Iona
Iona: Three Miles Long, Fifteen Hundred Years of Consequence
The island that shaped Scottish Christianity is about the size of a large estate. Iona is 3 miles long and 1.5 miles wide, off the southwest tip of Mull in Scotland’s Inner Hebrides, and it has been one of the most spiritually significant places in northern Europe since 563 AD when the Irish monk Columba arrived with twelve companions and founded a monastic community on its white sand beaches. From here, Christianity spread across Scotland, much of northern England, and eventually back to parts of continental Europe. Monks from Iona illuminated manuscripts, established daughter monasteries across the British Isles, and trained generations of scholars in what was, for several centuries, one of the most important centres of learning in the post-Roman world.
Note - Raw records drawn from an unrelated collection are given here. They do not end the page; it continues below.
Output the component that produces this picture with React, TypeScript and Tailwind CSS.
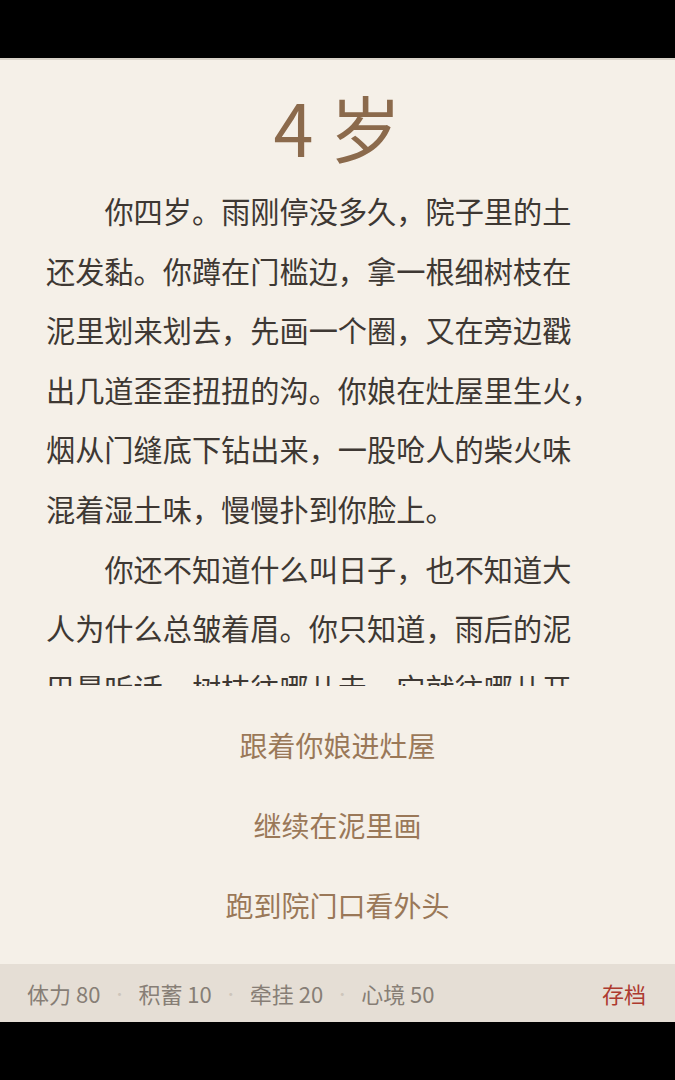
import React from 'react';

// 行尾的全角标点按半宽排（和参考图一样悬在行尾）
const Trim = ({ children }: { children: React.ReactNode }) => (
  <span className="tracking-[-0.5em]">{children}</span>
);

const paragraphs: React.ReactNode[] = [
  <>
    你四岁。雨刚停没多久，院子里的土还发黏。你蹲在门槛边，拿一根细树枝在泥里划来划去，先画一个圈，又在旁边戳出几道歪歪扭扭的沟。你娘在灶屋里生火<Trim>，</Trim>烟从门缝底下钻出来，一股呛人的柴火味混着湿土味，慢慢扑到你脸上。
  </>,
  <>
    你还不知道什么叫日子，也不知道大人为什么总皱着眉。你只知道，雨后的泥巴最听话，树枝往哪儿走，它就往哪儿开<Trim>。</Trim>
  </>,
];

const choices = ['跟着你娘进灶屋', '继续在泥里画', '跑到院门口看外头'];

const stats = [
  { label: '体力', value: 80 },
  { label: '积蓄', value: 10 },
  { label: '牵挂', value: 20 },
  { label: '心境', value: 50 },
];

const App = () => {
  return (
    <div
      className="w-full h-[1080px] bg-black flex flex-col"
      style={{ fontFamily: '"Noto Sans CJK SC", "Noto Sans", sans-serif' }}
    >
      {/* status bar area */}
      <div className="h-[58px] shrink-0 bg-black" />

      {/* page */}
      <div className="flex-1 flex flex-col bg-[#f5f0e8] border-t-2 border-[#d9d2c9]">
        {/* title */}
        <h1 className="mt-[30px] text-center text-[72px] leading-[72px] text-[#8b6a4c]">4 岁</h1>

        {/* story text */}
        <div className="mt-[19px] h-[505px] overflow-hidden pl-[46px] pr-[80px]">
          {paragraphs.map((p, i) => (
            <p key={i} className="indent-[2em] text-[29.2px] leading-[59.6px] text-[#3e3833]">
              {p}
            </p>
          ))}
        </div>

        {/* choices */}
        <div className="flex-1 flex flex-col justify-center py-[18px]">
          {choices.map((c) => (
            <button key={c} className="h-[80px] text-center text-[28px] text-[#9a7858]">
              {c}
            </button>
          ))}
        </div>

        {/* bottom bar */}
        <div className="h-[58px] shrink-0 bg-[#e5ded5] flex items-center justify-between pl-[27px] pr-[29px]">
          <div className="flex items-center text-[22px] text-[#877e76]">
            {stats.map((s, i) => (
              <React.Fragment key={s.label}>
                {i > 0 && <span className="mx-[12px] text-[14px] text-[#cdc5bb]">·</span>}
                <span>
                  {s.label} {s.value}
                </span>
              </React.Fragment>
            ))}
          </div>
          <button className="text-[22px] text-[#ad3a2f]">存档</button>
        </div>
      </div>

      <div className="h-[58px] shrink-0 bg-black" />
    </div>
  );
};

export default App;
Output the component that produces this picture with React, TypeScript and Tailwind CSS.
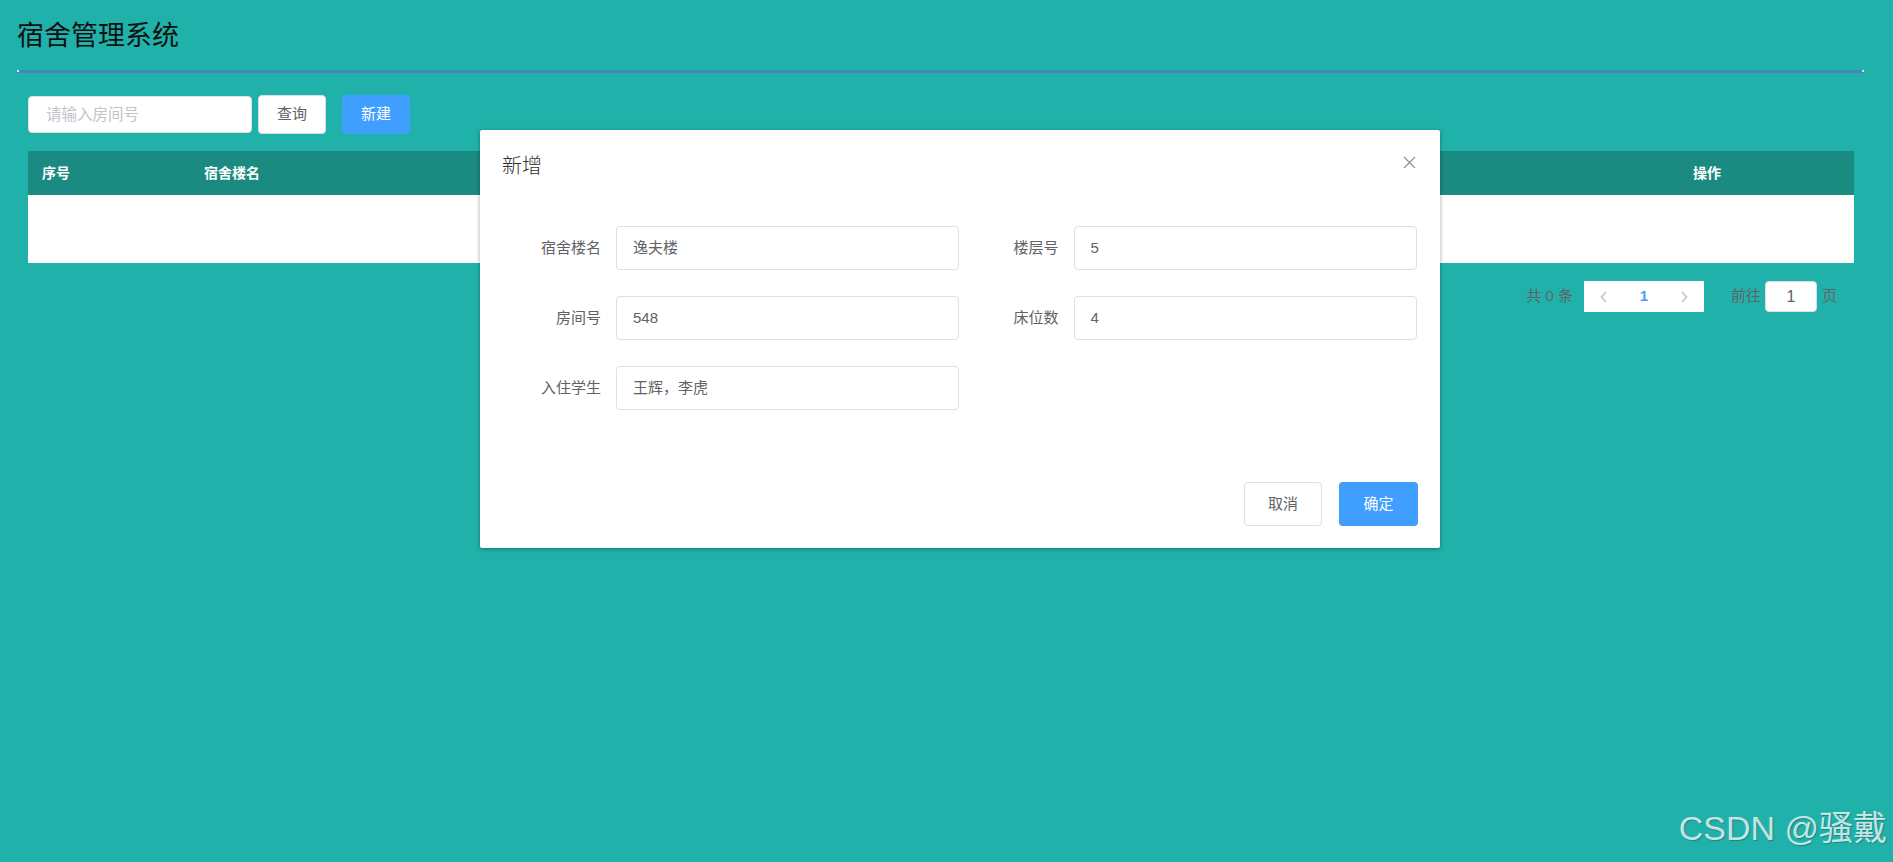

The abbey that now stands is largely 12th century in origin, restored in the 20th century by the Iona Community. The original wooden structures of Columba’s 6th-century monastery are gone, but the ground they occupied still holds several generations of Scottish, Irish, and Norse kings in the burial ground known as Reilig Odhrain. MacBeth is among those buried here, which is not how most people encounter him for the first time.
Getting There
You take a ferry from Fionnphort on the southwest tip of Mull (5 minutes; runs regularly throughout the day). Getting to Fionnphort requires either driving or bussing across Mull from Craignure, where another ferry connects to Oban on the mainland. The total journey from Oban takes about two hours. There are no cars on Iona beyond a small number of resident vehicles; most visitors walk.
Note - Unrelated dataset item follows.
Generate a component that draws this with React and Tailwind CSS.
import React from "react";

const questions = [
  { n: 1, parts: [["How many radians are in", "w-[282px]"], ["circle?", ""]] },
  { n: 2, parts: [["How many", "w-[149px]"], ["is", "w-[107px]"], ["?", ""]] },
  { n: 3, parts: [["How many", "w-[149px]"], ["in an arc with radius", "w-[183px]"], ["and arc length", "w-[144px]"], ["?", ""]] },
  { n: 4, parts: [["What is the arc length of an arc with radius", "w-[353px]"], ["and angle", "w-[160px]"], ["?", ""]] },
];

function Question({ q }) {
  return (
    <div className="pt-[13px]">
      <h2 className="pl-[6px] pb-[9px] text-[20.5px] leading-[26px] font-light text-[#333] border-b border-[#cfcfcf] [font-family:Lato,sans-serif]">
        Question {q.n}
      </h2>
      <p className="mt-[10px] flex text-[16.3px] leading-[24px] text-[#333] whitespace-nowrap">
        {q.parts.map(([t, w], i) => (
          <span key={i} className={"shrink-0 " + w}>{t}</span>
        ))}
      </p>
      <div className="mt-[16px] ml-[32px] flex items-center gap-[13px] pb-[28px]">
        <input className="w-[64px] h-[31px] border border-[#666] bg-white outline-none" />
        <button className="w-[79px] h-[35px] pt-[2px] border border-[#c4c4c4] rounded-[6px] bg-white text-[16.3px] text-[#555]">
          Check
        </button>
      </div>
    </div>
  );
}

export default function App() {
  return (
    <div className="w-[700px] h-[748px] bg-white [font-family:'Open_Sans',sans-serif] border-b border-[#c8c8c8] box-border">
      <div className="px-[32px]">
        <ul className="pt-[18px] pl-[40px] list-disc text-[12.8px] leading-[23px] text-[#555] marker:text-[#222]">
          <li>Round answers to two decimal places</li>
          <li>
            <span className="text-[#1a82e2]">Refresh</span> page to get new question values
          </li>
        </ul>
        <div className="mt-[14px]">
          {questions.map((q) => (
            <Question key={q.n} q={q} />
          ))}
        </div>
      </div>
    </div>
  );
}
Day visitors are common and the island handles them reasonably well in the morning hours. Staying overnight changes the quality of the experience substantially: the light at dawn in the Sound of Iona, the island after the last day-tripper ferry has gone back to Mull, and the abbey in the quieter hours are all different from the midday experience.
The Abbey
Iona Abbey is the centre of the island’s monastic heritage: a restored church, chapter house, cloister, and infirmary in various states of medieval repair. The Iona Community continues to use it as a working ecumenical community, holding regular services to which visitors are welcome. The medieval chapter house is quiet and plain in a way that suits the space.
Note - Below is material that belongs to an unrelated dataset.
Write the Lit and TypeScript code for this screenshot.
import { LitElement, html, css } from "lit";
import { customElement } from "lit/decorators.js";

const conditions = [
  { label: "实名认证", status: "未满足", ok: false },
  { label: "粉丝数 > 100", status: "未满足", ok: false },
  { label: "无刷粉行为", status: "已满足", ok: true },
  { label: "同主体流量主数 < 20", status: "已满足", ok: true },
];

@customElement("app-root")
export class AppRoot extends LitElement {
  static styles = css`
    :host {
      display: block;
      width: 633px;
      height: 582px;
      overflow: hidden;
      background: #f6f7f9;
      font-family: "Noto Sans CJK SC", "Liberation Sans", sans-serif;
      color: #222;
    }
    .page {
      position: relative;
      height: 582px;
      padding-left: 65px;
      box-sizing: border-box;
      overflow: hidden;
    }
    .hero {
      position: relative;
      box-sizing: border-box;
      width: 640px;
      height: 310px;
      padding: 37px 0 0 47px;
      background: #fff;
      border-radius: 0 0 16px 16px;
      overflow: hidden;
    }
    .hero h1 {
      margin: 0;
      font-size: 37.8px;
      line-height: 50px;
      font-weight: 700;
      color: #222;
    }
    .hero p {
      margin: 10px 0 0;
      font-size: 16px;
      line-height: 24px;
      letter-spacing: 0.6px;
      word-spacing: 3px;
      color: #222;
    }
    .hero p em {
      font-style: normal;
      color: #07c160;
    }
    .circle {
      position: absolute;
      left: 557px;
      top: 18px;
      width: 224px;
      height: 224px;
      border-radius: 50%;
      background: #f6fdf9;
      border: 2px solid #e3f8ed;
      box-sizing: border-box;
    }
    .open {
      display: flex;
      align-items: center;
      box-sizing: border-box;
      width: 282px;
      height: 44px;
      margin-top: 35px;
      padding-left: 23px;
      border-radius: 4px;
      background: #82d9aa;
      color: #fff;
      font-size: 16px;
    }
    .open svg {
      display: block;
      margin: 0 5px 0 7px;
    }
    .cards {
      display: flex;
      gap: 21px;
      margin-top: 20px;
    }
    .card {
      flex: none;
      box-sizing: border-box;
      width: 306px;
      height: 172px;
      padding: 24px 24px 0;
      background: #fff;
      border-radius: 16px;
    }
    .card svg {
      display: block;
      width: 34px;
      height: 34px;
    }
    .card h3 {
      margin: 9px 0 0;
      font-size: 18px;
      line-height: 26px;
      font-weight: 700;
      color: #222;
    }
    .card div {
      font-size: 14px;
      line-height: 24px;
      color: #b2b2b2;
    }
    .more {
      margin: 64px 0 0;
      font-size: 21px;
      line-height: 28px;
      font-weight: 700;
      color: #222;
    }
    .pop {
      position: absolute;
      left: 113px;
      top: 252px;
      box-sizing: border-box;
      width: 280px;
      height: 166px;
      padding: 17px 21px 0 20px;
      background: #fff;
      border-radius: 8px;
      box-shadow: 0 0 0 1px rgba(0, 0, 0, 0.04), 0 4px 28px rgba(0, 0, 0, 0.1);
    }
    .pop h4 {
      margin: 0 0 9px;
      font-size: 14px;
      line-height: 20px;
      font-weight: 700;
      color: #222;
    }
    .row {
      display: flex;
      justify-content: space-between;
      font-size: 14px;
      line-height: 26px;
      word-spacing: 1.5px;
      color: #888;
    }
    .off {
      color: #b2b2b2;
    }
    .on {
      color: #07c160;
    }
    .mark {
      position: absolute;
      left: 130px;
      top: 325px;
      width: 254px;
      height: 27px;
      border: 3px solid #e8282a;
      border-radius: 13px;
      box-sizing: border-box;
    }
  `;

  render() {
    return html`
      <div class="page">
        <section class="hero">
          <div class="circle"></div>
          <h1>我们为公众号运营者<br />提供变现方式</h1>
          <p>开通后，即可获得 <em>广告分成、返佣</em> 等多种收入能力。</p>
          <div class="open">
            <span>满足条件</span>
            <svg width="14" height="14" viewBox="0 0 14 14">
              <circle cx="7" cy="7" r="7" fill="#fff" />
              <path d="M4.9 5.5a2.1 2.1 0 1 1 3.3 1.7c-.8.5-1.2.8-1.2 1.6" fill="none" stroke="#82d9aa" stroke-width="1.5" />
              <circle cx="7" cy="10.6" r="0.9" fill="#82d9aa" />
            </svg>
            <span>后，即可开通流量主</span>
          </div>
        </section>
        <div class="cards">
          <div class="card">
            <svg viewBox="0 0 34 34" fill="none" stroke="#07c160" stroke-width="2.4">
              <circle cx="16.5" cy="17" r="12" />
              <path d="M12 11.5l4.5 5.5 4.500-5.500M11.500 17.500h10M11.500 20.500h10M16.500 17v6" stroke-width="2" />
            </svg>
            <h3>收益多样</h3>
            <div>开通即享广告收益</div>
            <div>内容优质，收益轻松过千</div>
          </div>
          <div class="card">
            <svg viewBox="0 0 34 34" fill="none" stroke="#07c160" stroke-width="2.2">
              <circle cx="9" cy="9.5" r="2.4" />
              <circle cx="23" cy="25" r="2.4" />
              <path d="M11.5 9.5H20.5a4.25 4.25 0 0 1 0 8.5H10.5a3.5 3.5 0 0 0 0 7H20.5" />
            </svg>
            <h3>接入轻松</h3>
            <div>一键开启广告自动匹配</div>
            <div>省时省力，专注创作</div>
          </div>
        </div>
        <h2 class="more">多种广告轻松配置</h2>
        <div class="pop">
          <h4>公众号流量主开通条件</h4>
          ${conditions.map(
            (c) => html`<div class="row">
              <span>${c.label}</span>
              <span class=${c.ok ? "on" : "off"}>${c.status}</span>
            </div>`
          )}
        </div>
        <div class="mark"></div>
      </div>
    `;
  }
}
The Iona High Cross replicas in front of the west entrance are copies; the originals (St Martin’s Cross, the oldest surviving medieval cross in Scotland, dates to the 8th century) are protected. St Martin’s Cross still stands in its original position beside the west door, weathered and intact. Examining the knotwork on it is worth the time.
The Island
Dun I, the island’s highest point at 100 metres, gives a view across the entire island and, on clear days, to the mainland and multiple islands in every direction. The machair grassland at Traigh Bhan and Traigh a’ Mhurain supports unusual plant communities and, in May and June, a wildflower display that justifies the timing of a visit. Grey seals haul out on rocks around the island. Puffins nest on the headlands; guillemots and razorbills occupy the sea cliffs.
Practical Notes
Accommodation fills year-round and advance booking is essential from April through October. The island has guesthouses, B&Bs, a small number of self-catering options, and very limited food options. Bring supplies for anything beyond a basic meal. The island can be covered on foot in a day; two days is better. The shoulder seasons of April-May and September-October give fewer people and, crucially, the quality of light that makes the beaches look the way they do in photographs.